Patricia Anunciada: Quando eu era adolescente, eu tinha vergonha dos meus traços e do meu cabelo, eu queria me esconder. Ainda percebo essa tentativa nas escolas. Vejo meninas alisando o cabelo, colocando gel, prendendo os fios. Mas também identifico uma mudança sobre o entendimento da própria beleza. Algumas garotas falam que querem ter o cabelo como o meu, me perguntam quais produtos eu uso, onde corto o cabelo. Hoje tenho orgulho da minha beleza e fico feliz quando isso inspira outras mulheres a se reconheceram. Porque não é só uma questão de estética, é um ato político.
E a cultura negra é abordada no ensino básico?
Temos raízes negras e muitos alunos negros nas escolas públicas, mas foi preciso uma lei para obrigar o estudo da história e da cultura afro nas instituições. Estamos desenvolvendo projetos e recebendo livros sobre temas raciais e cultura africana. Isso faz diferença para os alunos.
Como você enxerga o espaço da cultura negra no Brasil hoje?
Infelizmente, ela continua ligada ao periférico. A produção artística é grande em lugares como Capão Redondo, onde há um predomínio da população negra. A poesia, por exemplo, é rica e difundida em saraus. Tem o Sarau do Binho, da Cooperifa e do Fala Guerreira! (formado apenas por mulheres). Mas, aos poucos, isso vai sendo mais conhecido em eventos fora dessas áreas e pela internet. É o caso das poetizas Jennyfer Nascimento e Elizandra Souza, e dos poetas Sérgio Vaz e Allan da Rosa.
Ao mesmo tempo que a cultura negra é afastada, ela é incorporada à cultura branca de certa forma. Você acha que há uma apropriação nisso?
Sim, diversos símbolos da cultura negra estão em alta, mas nas mãos de pessoas brancas. O problema é que eles estão sendo mercantilizados e estão perdendo seus significados. A religião afro-brasileira virou quase que um estudo antropológico, algo exótico. Iemanjá teve a pele clareada, o acarajé está sendo conhecido como bolinho de Jesus e o turbante virou um simples acessório. O turbante é uma peça histórica, religiosa e de empoderamento feminino. E pior, a população negra está sendo diminuída por fazer uso desses símbolos. Eu já sofri preconceito por estar usando um turbante e vejo o preconceito contra negros de tranças, rastafáris e dreads.

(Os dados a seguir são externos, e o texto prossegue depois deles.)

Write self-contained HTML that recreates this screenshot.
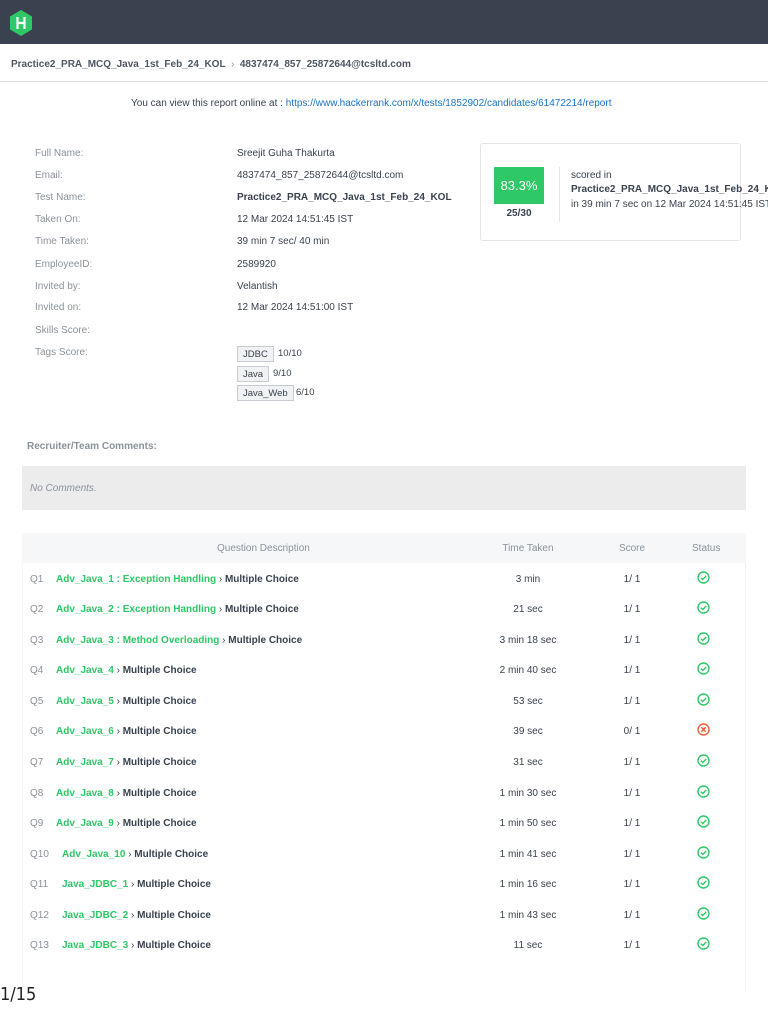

As pessoas se sentem no direito de atacá-los e diminui-los. Quando está na cabeça de alguém branco é “estiloso”. São dois pesos e duas medidas para coisas iguais.
Como podemos mudar isso?
É preciso que as pessoas reflitam sobre o assunto. Há uma falha na educação. Precisamos educá-las para que respeitem esses símbolos e também entendam a religião afro como algo sagrado. Não só em novembro, o ano todo. Mas é difícil trabalhar com isso e ter o apoio do poder público e da sociedade. Há um oposicionismo que dificulta a entrada das religiões negras nas escolas, por exemplo. Precisamos abordar esses temas, dialogar a respeito.
E na Literatura, sua área de estudo, como a questão é tratada?
Falta representatividade. Curiosamente, a maioria dos autores que escreve livros com temáticas negras é branco. E isso traz o problema da reprodução estigmatizada. Muitos se apropriam do tema sem romper com os estereótipos. Precisamos da visão negra, do protagonista. O autor negro ainda é visto como menor, tratado de forma superficial. E a autora negra sente ainda mais dificuldade de aparecer. Há muito conteúdo de qualidade sendo produzido, mas há outro problema que é a divulgação. Também precisamos – e temos direito – de espaço.